Embracing a More Sustainable Diet
You’ll most likely have seen lots of headlines calling on people to cut down the amount of meat and dairy products they consume. The discussion was prompted by a study published by the Lancet medical journal, which found that as a global community, we need to “place consumption within the boundaries of the planet” by embracing a more sustainable diet. The impact of beef and dairy on the environment forms the main findings of the research, with its authors stressing that “a global transformation of the food system is urgently needed”.
Finding a Balance
With that in mind, there’s been a huge rise in various diets and lifestyles, particularly vegetarianism, veganism and clean eating. These can be daunting concepts though, if you’re a big meat fan. Emma Buckley is Director of Nutrition at Gourmet Fuel, and for her, it’s all about balance. “It’s really great for everyone to adopt a cutback”, she begins. “The Lancet study is very compelling, we have to reduce our reliance on animal products; beef in particular. I think it’s no bad thing to embrace a more plant-based diet – it’s a wonderful thing for your health in general. Most people are very aware now that from an environmental perspective, everyone needs to do their bit.”

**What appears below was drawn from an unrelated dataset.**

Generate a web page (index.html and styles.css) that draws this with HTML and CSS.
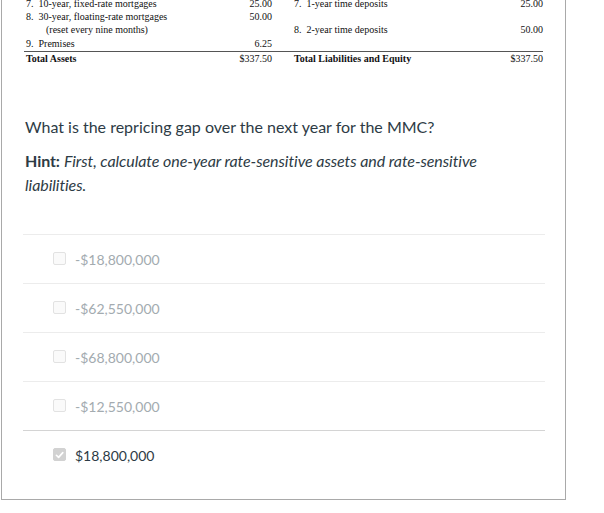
FILE: index.html
```html
<!DOCTYPE html>
<html>
<head>
<meta charset="utf-8">
<link rel="stylesheet" href="styles.css">
</head>
<body>
<div class="card">
  <div class="sheet">
    <div class="row r1">
      <span class="lbl">7.&nbsp; 10-year, fixed-rate mortgages</span><span class="num">25.00</span><span></span>
      <span class="lbl">7.&nbsp; 1-year time deposits</span><span class="num">25.00</span>
    </div>
    <div class="row r2">
      <span class="lbl">8.&nbsp; 30-year, floating-rate mortgages</span><span class="num">50.00</span><span></span>
      <span class="lbl"></span><span class="num"></span>
    </div>
    <div class="row r3">
      <span class="lbl indent">(reset every nine months)</span><span class="num"></span><span></span>
      <span class="lbl">8.&nbsp; 2-year time deposits</span><span class="num">50.00</span>
    </div>
    <div class="row r4">
      <span class="lbl">9.&nbsp; Premises</span><span class="num">6.25</span><span></span>
      <span class="lbl"></span><span class="num"></span>
    </div>
    <div class="row total">
      <span class="lbl"><b>Total Assets</b></span><span class="num">$337.50</span><span></span>
      <span class="lbl"><b>Total Liabilities and Equity</b></span><span class="num">$337.50</span>
    </div>
  </div>

  <p class="question">What is the repricing gap over the next year for the MMC?</p>
  <p class="hint"><b>Hint:</b> <i>First, calculate one-year rate-sensitive assets and rate-sensitive liabilities.</i></p>

  <div class="answers">
    <div class="answer"><span class="box"></span><span class="txt">-$18,800,000</span></div>
    <div class="answer"><span class="box"></span><span class="txt">-$62,550,000</span></div>
    <div class="answer"><span class="box"></span><span class="txt">-$68,800,000</span></div>
    <div class="answer"><span class="box"></span><span class="txt">-$12,550,000</span></div>
    <div class="answer selected"><span class="box checked"><svg width="12" height="12" viewBox="0 0 12 12"><path d="M2.6 6.3 L5 8.6 L9.6 3.4" fill="none" stroke="#fff" stroke-width="1.8" stroke-linecap="round" stroke-linejoin="round"/></svg></span><span class="txt">$18,800,000</span></div>
  </div>
</div>
</body>
</html>
```

FILE: styles.css
```css
html, body {
  margin: 0;
  padding: 0;
  background: #fff;
}
.card {
  width: 563px;
  margin-left: 1px;
  margin-top: -10px;
  border: 1px solid #a9a9a9;
  border-top-color: #fff;
  padding-top: 7px;
  font-family: Lato, "Liberation Sans", sans-serif;
  color: #2d3b45;
}
.sheet {
  margin-left: 22px;
  width: 519px;
  font-family: "Liberation Serif", serif;
  font-size: 10px;
  color: #111;
}
.row {
  display: grid;
  grid-template-columns: 208px 40px 20px 211px 40px;
  white-space: nowrap;
}
.r1 { height: 12px; line-height: 12px; }
.r2 { height: 13px; line-height: 13px; }
.r3 { height: 14px; line-height: 14px; }
.r4 { height: 14px; line-height: 14px; }
.total {
  height: 14px;
  line-height: 13px;
  border-top: 1px solid #555;
}
.lbl { padding-left: 2px; }
.indent { padding-left: 22px; }
.num { text-align: right; }
.question {
  margin: 49px 0 0 23px;
  font-size: 16px;
  line-height: 24px;
}
.hint {
  margin: 10px 60px 0 23px;
  font-size: 16px;
  line-height: 24px;
  letter-spacing: -0.07px;
}
.answers {
  margin: 37px 20px 0 21px;
  padding-bottom: 20px;
}
.answer {
  display: flex;
  align-items: center;
  height: 48px;
  border-top: 1px solid #ececec;
  padding-left: 30px;
}
.answer.selected {
  border-top-color: #d4d4d4;
}
.box {
  width: 11px;
  height: 11px;
  border: 1px solid #e2e2e2;
  border-radius: 2px;
  background: #fafafa;
  margin-right: 9px;
  margin-top: -1px;
  display: flex;
  align-items: center;
  justify-content: center;
}
.box.checked {
  background: #d2d2d2;
  border-color: #d2d2d2;
}
.txt {
  font-size: 14px;
  color: #a3abb0;
}
.selected .txt {
  color: #2d3b45;
}
```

That said, the team at Gourmet Fuel don’t endorse one diet over another, because, as Emma explains, “everyone is different.” Instead, they encourage people to really think about what they want to achieve, and why. “People tell us they’d like to eat a certain way”, says Emma. “So we dig down and try to understand why – are they trying to achieve weight loss, or gain more energy?” Lots of people might like the idea of a certain diet; maybe they read an article about it but haven’t really thought through the practicalities. “There are merits to veganism, for example”, says Emma. “It’s very noble if you feel strongly about animal welfare, but the execution can be difficult. It’s important that whatever you’re giving up, you can get from other sources.” With that in mind, it’s worth exploring and properly researching a way of eating before embarking on it – while lots of dietary lifestyles are nutritionally sound, others may merely be passing fads.
Eat Your Greens
For Emma, most diets or lifestyles ultimately encourage the same behaviours, and she offers this basic advice when it comes to eating right. “Make sure you get your main macronutrients, which are carbohydrates, proteins and fat. Ensure you’re getting a good quantity of raw or lightly steamed vegetables. Try your best to get at least five servings of fruit and veg each day.” Another piece of advice is to mix it up, and experiment with new foods. “We’re creatures of habit”, she notes, “and we tend to eat the same things over and over. Give yourself a bit of variety, for example try green vegetables you might not usually go for, like mangetout, sugar snap peas, and cabbage”.
What About Gluten?
When it comes to figuring out intolerances, there’s still some confusion, especially when it comes to gluten. “Coeliac disease is an auto-immune condition”, says Emma. “You’re actually mal-absorbing, which causes digestive discomfort and bloating. Then there are people who have a sensitivity to gluten, and will get cramping if they have pasta or bread for example. It’s very different to coeliac disease.” The best approach to figuring out your intolerances, says Emma, is to keep a food diary. “The only way to really know how badly you react to something is to eliminate all the common triggers, then slowly reintroduce them after a while. You might think gluten doesn’t agree with you, but it could be something else in the wheat, or a food you ate beforehand. A food diary is the best thing to do to see what’s happening”.
Listen to Your Body
Ultimately, we’re all different, so there’s not necessarily a one-size-fits-all approach to nutrition. Embracing a sustainable diet by cutting back on meat and dairy is certainly advisable, but make sure you’re still getting all the micronutrients [ie. vitamins and minerals necessary for things like energy production and growth] you need. “I always say to listen to your body’s signals”, says Emma, “whether that’s being full, hungry, or just not feeling 100%. No one can feel what you feel. Your body’s got a good feedback mechanism – pay attention to it.”